@iEatRazorz
On Landed is the event that will trigger execution. It’s triggered when is falling is changed to false. This is automated through CMC.
Location and Speed will be used quite often down the line for various other functions. You’ll see this as you continue development. So instead of piping a long line from the events hit result or constantly breaking hit result, we just set them as their own vars. It helps keep things clean. The naming schema OL_variable also helps in this regard.
Blocking hit refers to Collision…stops movement at impact.
Normalize to Range (NtR) will return a value based on a curve from min to max (0.0 to 1.0) without the multiply your max damage from any height would be 1.0
You can think of it as Alpha return from timeline.

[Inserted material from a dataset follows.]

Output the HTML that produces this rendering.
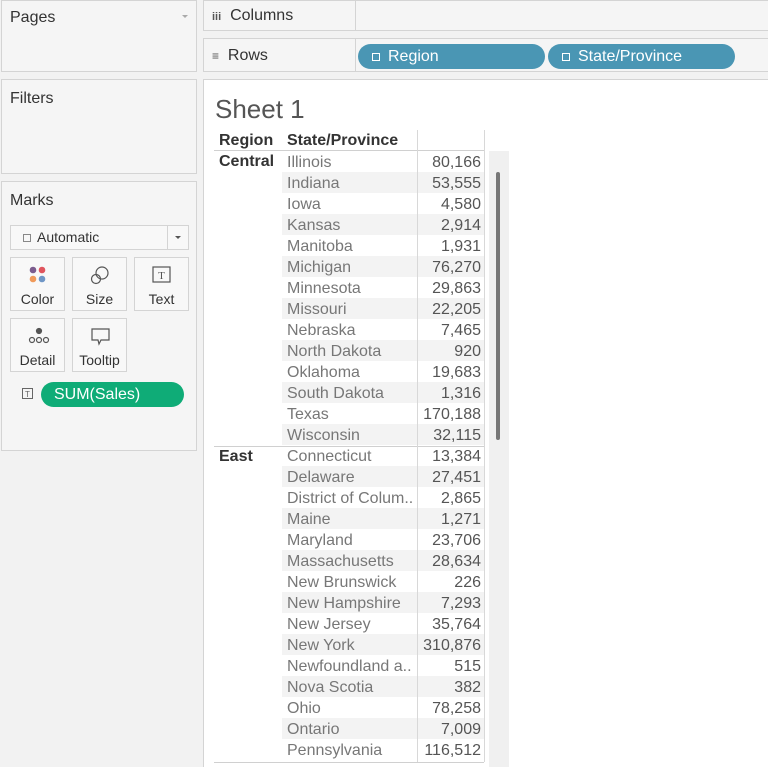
<!DOCTYPE html>
<html><head><style>
*{margin:0;padding:0;box-sizing:border-box}
body{width:768px;height:767px;background:#f2f2f2;font-family:"Liberation Sans",sans-serif;position:relative;overflow:hidden}
.box{position:absolute;background:#f5f5f5;border:1px solid #d4d4d4}
.lbl{position:absolute;font-size:16px;color:#333}
.card{position:absolute;width:55px;height:54px;border:1px solid #d4d4d4;background:#f8f8f8;font-size:14px;color:#333;text-align:center}
.card span{position:absolute;left:0;right:0;top:33px}
.pill{position:absolute;height:25px;border-radius:13px;background:#4a96b4;color:#fff;font-size:16px;line-height:25px}
.row{position:absolute;left:282px;width:202px;height:21px;font-size:16px;line-height:23px;color:#777}
.row .n{position:absolute;right:3px;color:#555}
.row .s{position:absolute;left:5px}
.sh{background:#f3f3f3}
.hd{position:absolute;font-size:16px;font-weight:bold;color:#333}
</style></head><body>
<div class="box" style="left:1px;top:0;width:196px;height:72px"><div class="lbl" style="left:8px;top:8px">Pages</div><div style="position:absolute;left:180px;top:14px;border:3px solid transparent;border-top:3px solid #aaa"></div></div>
<div class="box" style="left:1px;top:79px;width:196px;height:95px"><div class="lbl" style="left:8px;top:10px">Filters</div></div>
<div class="box" style="left:1px;top:181px;width:196px;height:270px">
<div class="lbl" style="left:8px;top:10px">Marks</div>
<div style="position:absolute;left:8px;top:43px;width:179px;height:25px;border:1px solid #d4d4d4;background:#f8f8f8;font-size:14px;color:#333;line-height:23px">
<span style="display:inline-block;width:8px;height:8px;border:1px solid #888;margin:0 6px 0 12px;vertical-align:0"></span>Automatic
<div style="position:absolute;left:156px;top:0;width:1px;height:23px;background:#d4d4d4"></div>
<div style="position:absolute;left:164px;top:10px;border:3px solid transparent;border-top:3px solid #555"></div></div>
<div class="card" style="left:8px;top:75px"><svg style="position:absolute;left:18px;top:8px" width="18" height="18"><circle cx="4" cy="4" r="3.3" fill="#7b5c8e"/><circle cx="13" cy="4" r="3.3" fill="#e0555e"/><circle cx="4" cy="13" r="3.3" fill="#f09a5a"/><circle cx="13" cy="13" r="3.3" fill="#6f96c6"/></svg><span>Color</span></div>
<div class="card" style="left:70px;top:75px"><svg style="position:absolute;left:17px;top:7px" width="20" height="20" fill="none" stroke="#555" stroke-width="1.2"><circle cx="12" cy="8" r="6"/><circle cx="6" cy="14" r="4.5"/></svg><span>Size</span></div>
<div class="card" style="left:132px;top:75px"><svg style="position:absolute;left:17px;top:8px" width="20" height="18"><rect x="1" y="1" width="17" height="15" fill="none" stroke="#555" stroke-width="1.2"/><text x="9.5" y="13" font-size="11" text-anchor="middle" fill="#555" font-family="Liberation Serif">T</text></svg><span>Text</span></div>
<div class="card" style="left:8px;top:136px"><svg style="position:absolute;left:17px;top:8px" width="22" height="18" fill="none" stroke="#555" stroke-width="1.2"><circle cx="11" cy="4" r="2.5" fill="#555"/><circle cx="4" cy="13" r="2.5"/><circle cx="11" cy="13" r="2.5"/><circle cx="18" cy="13" r="2.5"/></svg><span>Detail</span></div>
<div class="card" style="left:70px;top:136px"><svg style="position:absolute;left:17px;top:8px" width="22" height="20" fill="none" stroke="#555" stroke-width="1.2"><path d="M2 2H19V13H11L9 17L8 13H2Z"/></svg><span>Tooltip</span></div>
<svg style="position:absolute;left:20px;top:206px" width="12" height="12"><rect x="0.5" y="0.5" width="10" height="10" fill="none" stroke="#666"/><text x="5.5" y="9" font-size="8" text-anchor="middle" fill="#666">T</text></svg>
<div class="pill" style="left:39px;top:200px;width:143px;background:#0fac77;padding-left:13px;font-size:16px">SUM(Sales)</div>
</div>
<div class="box" style="left:203px;top:0;width:566px;height:31px"><div style="position:absolute;left:151px;top:0;width:1px;height:30px;background:#d4d4d4"></div><div class="lbl" style="left:8px;top:6px"><span style="font-size:11px;font-weight:bold;color:#555">iii</span>&nbsp;&nbsp;Columns</div></div>
<div class="box" style="left:203px;top:38px;width:566px;height:34px"><div style="position:absolute;left:151px;top:0;width:1px;height:33px;background:#d4d4d4"></div><div class="lbl" style="left:8px;top:8px"><span style="font-size:12px;color:#555">&#8801;</span>&nbsp;&nbsp;Rows</div>
<div class="pill" style="left:154px;top:5px;width:187px;padding-left:14px"><span style="display:inline-block;width:8px;height:8px;border:1px solid #fff;margin-right:8px;font-size:0"></span>Region</div>
<div class="pill" style="left:344px;top:5px;width:187px;padding-left:14px"><span style="display:inline-block;width:8px;height:8px;border:1px solid #fff;margin-right:8px;font-size:0"></span>State/Province</div></div>
<div style="position:absolute;left:203px;top:79px;width:566px;height:688px;background:#fff;border-left:1px solid #d4d4d4;border-top:1px solid #d4d4d4"></div>
<div style="position:absolute;left:215px;top:94px;font-size:26px;color:#555">Sheet 1</div>
<div class="hd" style="left:219px;top:132px">Region</div>
<div class="hd" style="left:287px;top:132px">State/Province</div>
<div style="position:absolute;left:214px;top:150px;width:270px;height:1px;background:#d0d0d0"></div>
<div style="position:absolute;left:489px;top:151px;width:20px;height:616px;background:#f0f0f0"></div>
<div style="position:absolute;left:496px;top:172px;width:4px;height:268px;background:#777;border-radius:2px"></div>
<div id="t"></div>
<div class="hd" style="left:219px;top:153px">Central</div>
<div class="hd" style="left:219px;top:448px">East</div>
<div style="position:absolute;left:214px;top:446px;width:270px;height:1px;background:#d0d0d0"></div>
<div style="position:absolute;left:214px;top:762px;width:270px;height:1px;background:#d0d0d0"></div>
<div style="position:absolute;left:417px;top:130px;width:1px;height:632px;background:#d8d8d8"></div>
<div style="position:absolute;left:484px;top:130px;width:1px;height:632px;background:#d8d8d8"></div>
<script>
var d=[["Illinois","80,166"],["Indiana","53,555"],["Iowa","4,580"],["Kansas","2,914"],["Manitoba","1,931"],["Michigan","76,270"],["Minnesota","29,863"],["Missouri","22,205"],["Nebraska","7,465"],["North Dakota","920"],["Oklahoma","19,683"],["South Dakota","1,316"],["Texas","170,188"],["Wisconsin","32,115"],["Connecticut","13,384"],["Delaware","27,451"],["District of Colum..","2,865"],["Maine","1,271"],["Maryland","23,706"],["Massachusetts","28,634"],["New Brunswick","226"],["New Hampshire","7,293"],["New Jersey","35,764"],["New York","310,876"],["Newfoundland a..","515"],["Nova Scotia","382"],["Ohio","78,258"],["Ontario","7,009"],["Pennsylvania","116,512"]];
var h="";for(var i=0;i<d.length;i++){h+='<div class="row'+(i%2?' sh':'')+'" style="top:'+(151+i*21)+'px"><span class="s">'+d[i][0]+'</span><span class="n">'+d[i][1]+'</span></div>';}
document.getElementById("t").innerHTML=h;
</script>
</body></html>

e.g. Say our min/max speeds are 0 -> 400. at 100 NtR will return 0.25, at 200|0.5, at 300|0.75 and so forth.
Typically player health is a float and max health is 100.00. Thus multiplying the NtR return by 100 would result in 25.00, 50.00, 75.00 100.00 for the above example.
You can have your player heath be 1.0 and use the direct result of NtR.
This just keeps the numbers clean. For example if your Max NtR is 1200 and your impact speed is 1600, then you’ll have a greater than player max health damage.
e.g. player health max is 100, damage is 137.56
If you allow for negative values, then you have to code for their “potential” existence. This can add bloat where it’s not needed in the first place. There’s no point in ever subtracting a damage value from Player Health that’s greater than the players max health. The result is the same… death.
We clamp Player Health, so that we do not ever get a player health value below 0.00
If your game tracks Hit Points based on damage, then you need another variable to store that.
e.g. Raw damage of 137.56 -> hit points. Raw Damage (clamped) -> player health.